A few months ago Al-Shabaab operatives threw a hand grenade into the foreign exchange section on Mogadishu's Bakara market. Public places where a certain amount of normalcy are on show are particular targets of the group.
They are also keen to target individuals they see as spies. Anyone who arrives in Somalia from the West, whether as an aid worker or a returned asylum seeker is considered a spy. When captured, they are usually beheaded.
As Al-Shabaab commander Ali Mohamed Hussein recently warned:
"[People returning from the West] are working for the infidels, and since they are working for the infidels, they are the same as the infidels they are working for as far as we are concerned."
Thouands flee wherever Al-Shabaab arrives. They impose a strict and murderous form of Islam, forcing women to wear veils, forbidding them from travelling without a male relative, banning football, music and television, and introducing stoning, public whipping and amputation for anyone who breaks the rules.

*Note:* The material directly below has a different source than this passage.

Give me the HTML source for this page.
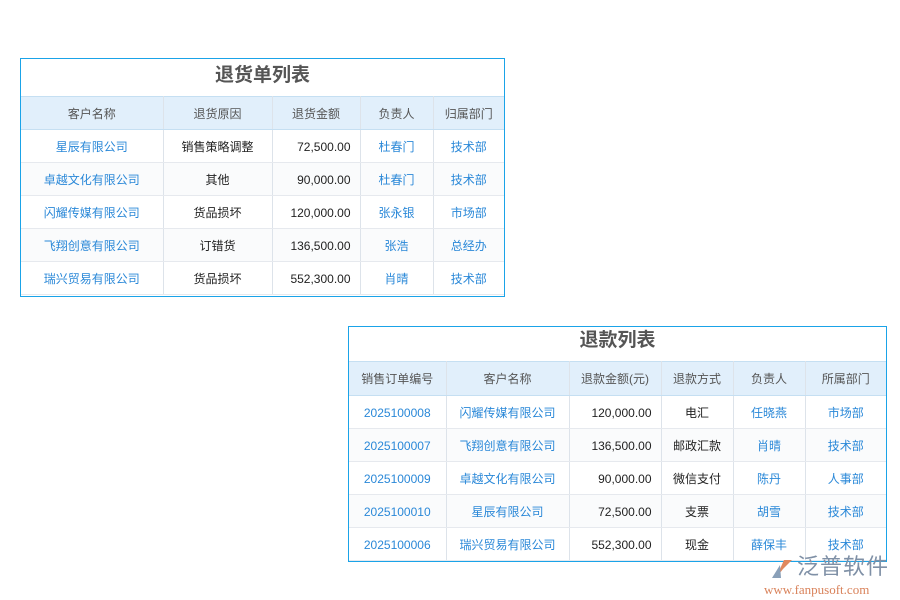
<!DOCTYPE html>
<html><head><meta charset="utf-8"><style>
body{margin:0;width:900px;height:600px;background:#fff;position:relative;font-family:"Liberation Sans","Noto Sans CJK SC",sans-serif;overflow:hidden}
.t{position:absolute;border:1px solid #1aa3e8;box-sizing:border-box;background:#fff}
.ti{text-align:center;font-weight:bold;color:#555;font-size:19px}
table{border-collapse:collapse;table-layout:fixed;width:100%}
td,th{font-size:12px;text-align:center;border-right:1px solid #dde3ea;border-bottom:1px solid #e6e9ee;padding:0;white-space:nowrap;vertical-align:middle}
td:last-child,th:last-child{border-right:none}
th{background:#e1effb;color:#555;font-weight:normal;border-top:1px solid #c5dff2;border-bottom:1px solid #c5dff2}
tr:nth-child(odd) td{background:#fafbfc}
.b{color:#2a88d8}.k{color:#222}.r{text-align:right;padding-right:9px;color:#222;padding-top:1px}
.n{padding-top:1px}
</style></head><body>
<div class="t" style="left:20px;top:58px;width:485px;height:239px">
<div class="ti" style="height:37px;line-height:33px">退货单列表</div>
<table><colgroup><col style="width:142px"><col style="width:109px"><col style="width:88px"><col style="width:73px"><col></colgroup>
<tr style="height:33px"><th>客户名称</th><th>退货原因</th><th>退货金额</th><th>负责人</th><th>归属部门</th></tr>
<tr style="height:33px"><td class="b">星辰有限公司</td><td class="k">销售策略调整</td><td class="r">72,500.00</td><td class="b">杜春门</td><td class="b">技术部</td></tr>
<tr style="height:33px"><td class="b">卓越文化有限公司</td><td class="k">其他</td><td class="r">90,000.00</td><td class="b">杜春门</td><td class="b">技术部</td></tr>
<tr style="height:33px"><td class="b">闪耀传媒有限公司</td><td class="k">货品损坏</td><td class="r">120,000.00</td><td class="b">张永银</td><td class="b">市场部</td></tr>
<tr style="height:33px"><td class="b">飞翔创意有限公司</td><td class="k">订错货</td><td class="r">136,500.00</td><td class="b">张浩</td><td class="b">总经办</td></tr>
<tr style="height:33px"><td class="b">瑞兴贸易有限公司</td><td class="k">货品损坏</td><td class="r">552,300.00</td><td class="b">肖晴</td><td class="b">技术部</td></tr>
</table></div>
<div class="t" style="left:348px;top:326px;width:539px;height:236px">
<div class="ti" style="height:34px;line-height:27px">退款列表</div>
<table><colgroup><col style="width:97px"><col style="width:123px"><col style="width:92px"><col style="width:72px"><col style="width:72px"><col></colgroup>
<tr style="height:34px"><th>销售订单编号</th><th>客户名称</th><th>退款金额(元)</th><th>退款方式</th><th>负责人</th><th>所属部门</th></tr>
<tr style="height:33px"><td class="b n">2025100008</td><td class="b">闪耀传媒有限公司</td><td class="r">120,000.00</td><td class="k">电汇</td><td class="b">任晓燕</td><td class="b">市场部</td></tr>
<tr style="height:33px"><td class="b n">2025100007</td><td class="b">飞翔创意有限公司</td><td class="r">136,500.00</td><td class="k">邮政汇款</td><td class="b">肖晴</td><td class="b">技术部</td></tr>
<tr style="height:33px"><td class="b n">2025100009</td><td class="b">卓越文化有限公司</td><td class="r">90,000.00</td><td class="k">微信支付</td><td class="b">陈丹</td><td class="b">人事部</td></tr>
<tr style="height:33px"><td class="b n">2025100010</td><td class="b">星辰有限公司</td><td class="r">72,500.00</td><td class="k">支票</td><td class="b">胡雪</td><td class="b">技术部</td></tr>
<tr style="height:33px"><td class="b n">2025100006</td><td class="b">瑞兴贸易有限公司</td><td class="r">552,300.00</td><td class="k">现金</td><td class="b">薛保丰</td><td class="b">技术部</td></tr>
</table></div>
<div style="position:absolute;left:770px;top:556px;width:24px;height:24px">
<svg width="24" height="24"><path d="M6 22 L14 4 L22 4 L13 13 Z" fill="#e0895f"/><path d="M2 22 L10 9 L11 22Z" fill="#8aa0b8"/></svg></div>
<div style="position:absolute;left:797px;top:553px;font-size:22px;line-height:28px;color:#7f90a6;letter-spacing:1px">泛普软件</div>
<div style="position:absolute;left:764px;top:583px;font-size:13px;line-height:14px;color:#d9825a;font-family:'Liberation Serif',serif">www.fanpusoft.com</div>
</body></html>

Women are attacked for breaking the strict Islamic rules. But they fear rape by government forces just as fiercly. It almost always goes unpunished. In January, a displaced woman who alleged that she was raped by government soldiers was prosecuted for tarnishing state institutions, along with the journalist who interviewed her. Government forces are beset by extremist infiltration, corruption and abuse.
European countries like Denmark and the UK have leapt on positive reports about the situation in Mogadishu. They celebrated when an Armed Conflict Location and Event Data Project (ACLED) report from last August suggested that battles in Somalia had fallen for the first time in Febuary 2013. But reports from the UN and Human Rights Watch from January this year paint a different story. The number of civilian deaths as a result of Al Shabaab activity nearly doubled between July and August 2013. As the ACLED itself said:
"The ongoing and deliberate attempt to cast Somalia as a nation on the brink of emerging into a bright post conflict future is undermined by the persistence of this threat."

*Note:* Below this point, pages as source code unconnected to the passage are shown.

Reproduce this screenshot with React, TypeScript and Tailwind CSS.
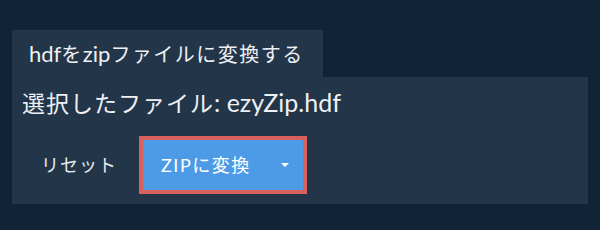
export default function App() {
  return (
    <div
      className="h-[230px] w-[600px] bg-[#112337] pt-[30px] px-[12px] text-[#eef0f3]"
      style={{ fontFamily: 'Lato, "Noto Sans CJK JP", sans-serif' }}
    >
      {/* タブ */}
      <div className="w-[311px] h-[47px] pl-[17px] flex items-center bg-[#223549] text-[20px] tracking-[1.5px]">
        <span className="text-[22px] tracking-normal">hdf</span>を
        <span className="text-[22px] tracking-normal">zip</span>ファイルに変換する
      </div>

      {/* パネル */}
      <div className="bg-[#223549] pl-[10px] pt-[12px] pb-[10px]">
        <div className="h-[28px] flex items-center text-[23px] tracking-[1px] whitespace-pre">
          選択したファイル<span className="text-[25px] tracking-normal">: ezyZip.hdf</span>
        </div>
        <div className="mt-[19px] flex items-center">
          <button className="w-[117px] h-[58px] pl-[19px] text-left text-[18px] tracking-[1px] text-[#e8eaee]">
            リセット
          </button>
          <button className="w-[168px] h-[58px] border-4 border-[#d9605c] bg-[#4d9be6] pl-[18px] flex items-center text-[18px] tracking-[1.5px] text-white">
            <span>ZIPに変換</span>
            <span className="ml-auto mr-[14px] w-0 h-0 border-l-4 border-r-4 border-t-4 border-l-transparent border-r-transparent border-t-white" />
          </button>
        </div>
      </div>
    </div>
  );
}
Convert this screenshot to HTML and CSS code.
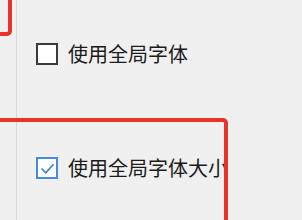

Mogadishu may be nominally under the control of the federal government, but there was a surge in violent attacks in the capital in 2013. The UN high commissioner for refugees found hand grenade attacks doubled in May and June compared to the start of 2013, targeted killings occured daily, and mortar attacks were an ongoing threat. Monthly fatalities fluctuate between 100 and 600.
They concluded:
"We are appealing to all states to uphold their international obligations with regard to no forced returns, or non-refoulement. Somali nationals should not be forcibly returned to Somalia unless the returning state is convinced that the persons involved would not be at risk of persecution."
The British government has not heeded this advice. Mercifully, the quick actions of solicitors stopped another deportation to Mogadishu, another potential dead body on Britain's conscience. We now have to hope the upper tribunal strikes down the desperate nonsense asserted by the home secretary. There is no such thing as safe return to Mogadishu.